In order to address the issue, the library hosted a meeting regarding the display. “It’s an issue we needed to discuss,” she said. “If they are upset, they should be able to come to the library and express their opinions on both sides.”
“The library stands for free speech,” added Cohen, a second-generation trustee. “Whether they’re for or against the display we have, we’d like to hear about it.”
The meeting ended with the trustees agreeing to leave the display intact. Pastor March has since said that the letter he and the other pastors sent was misconstrued. “I don’t think any of us were trying to push an anti-gay agenda. There were a couple of visually provocative images and we were asking if they’d reconsider that in the display,” said March, “I wasn’t asking for book banning.”
Mary Ann Fournier, who erected the display to highlight Pride Month, said she was surprised by the controversy. “I never thought, ever, that this would be something I would have to deal with. This town, in general, can be forward-thinking, and it was proved to us by the amount of town support we’ve gotten and are still receiving.”
The story soon made headlines and the library has reported that it has received hundreds of emails from people around the world who say they support the library’s display and congratulated the trustees for defending freedom of speech.
Earlier this year, town manager Scott Cole received calls from a resident in Dixfield who was upset about the libraries’ display and asked library director Tamara Butler for an explanation.
Regarding the display, Cole said: “I have zero concerns about the content. I’m indifferent.” Butler has stated that she explained the librarians take it in turns to create displays and that they don’t have official rules for them.
Cole appears to have left the meeting with Butler still without an understanding on why or how the displays are made and told the Dixfield resident “It seems like people put out whatever they want on the table and there’s no rhyme or reason for it.”
“The practice was what it was and it seemed pretty loose to me,” Cole said in an interview.
In May, Cole received a letter from the libraries’ board of trustees which read: “You do not have the authority to decide what materials should be displayed in the library, nor do you have the authority to direct employee duties.”
Cole responded the next day with a letter which read:
“Without new information to consider, the current practice regarding ‘banned books’ seems tantamount to providing certain individual town employees with their own political platforms during work hours.
“As a town manager, holding charter-based supervisory authority over all town employees, I have to wonder if this is really a good idea for the workforce?
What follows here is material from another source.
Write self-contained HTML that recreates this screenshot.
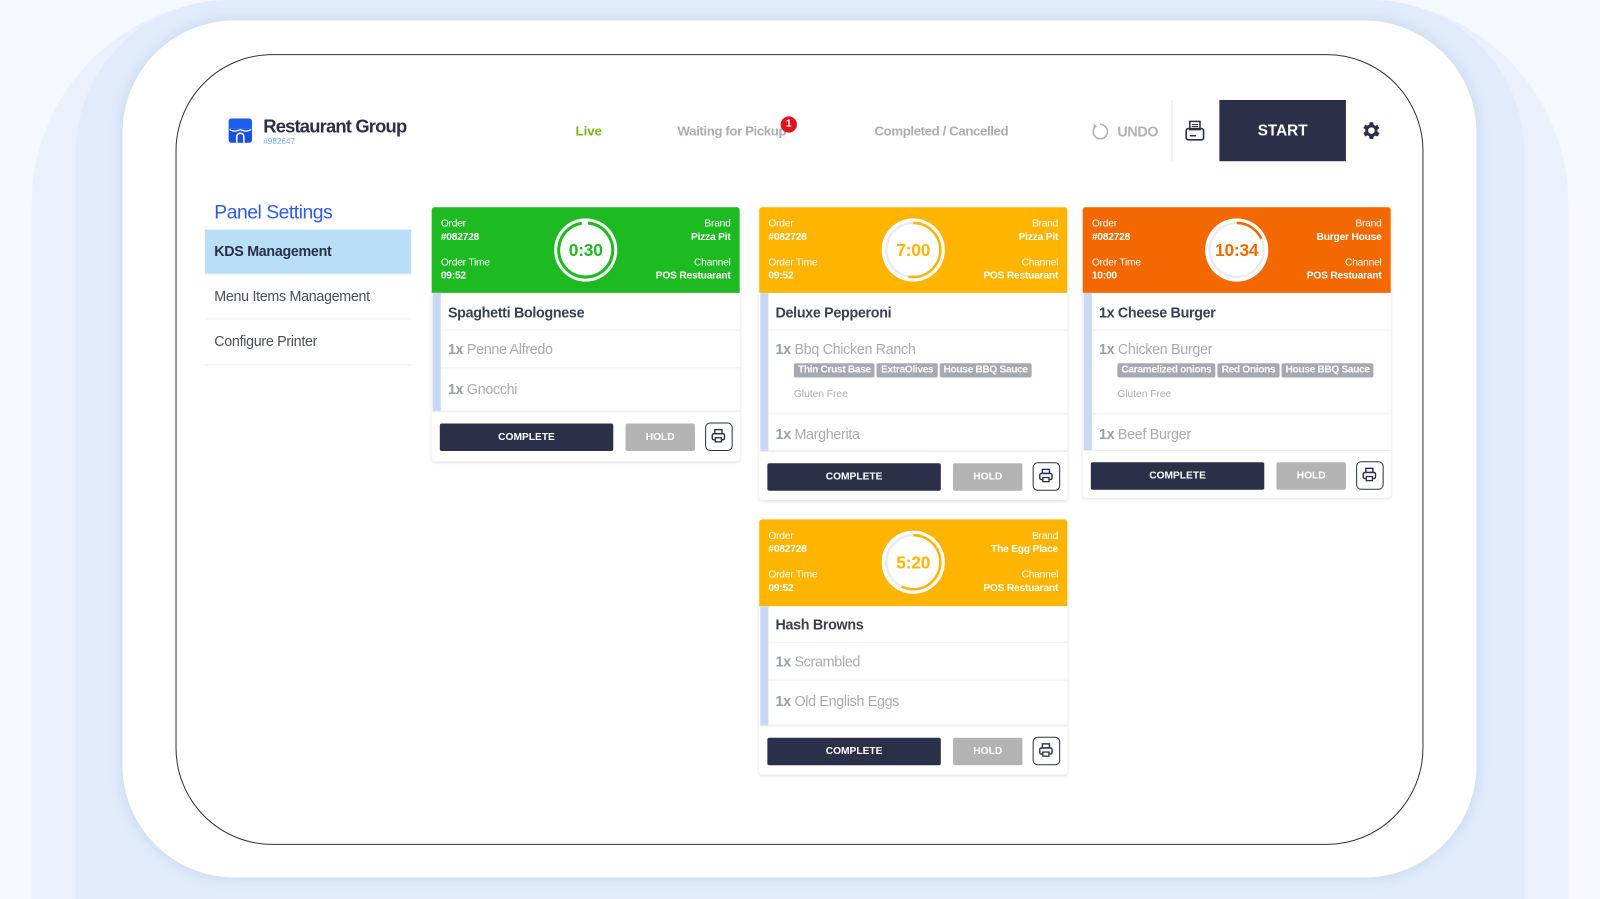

Individual political expression by employees is not allowed on ‘town time and the town’s dime’ in other areas of municipal employment,” he wrote. “Why should library employees be treated differently? That is a question that must be asked.”
He added: “You have people loaded for bear who think it’s going to be a replay of last fall. I understand that, but you ask a few questions and you become a villain.”
Cole met with the trustees again this month, and said: “It’s like a free-for-all. It just seemed like it was employees doing as they please, on town time and town dime.”
The board has adopted a policy of which states that the library director must approve all displays, that local organizations can request space for exhibits or displays, and that all displays in the children’s library must be of interest to and appropriate for young ones.
The policy states: “As the library endeavors to present a broad spectrum of ideas and a variety of viewpoints, materials exhibited do not necessarily represent the views or imply the endorsement of the library trustees, administration or staff.”
Cole has since stated that he is satisfied with the library’s policy. “It’s unfortunate me asking some reasonable questions triggered a wave of hostility. I’m sorry for that,” he said. “I think people have moved on.”
“We don’t know what will happen in September,” said Butler after this latest wave of controversy, “but we will be addressing banned books again.”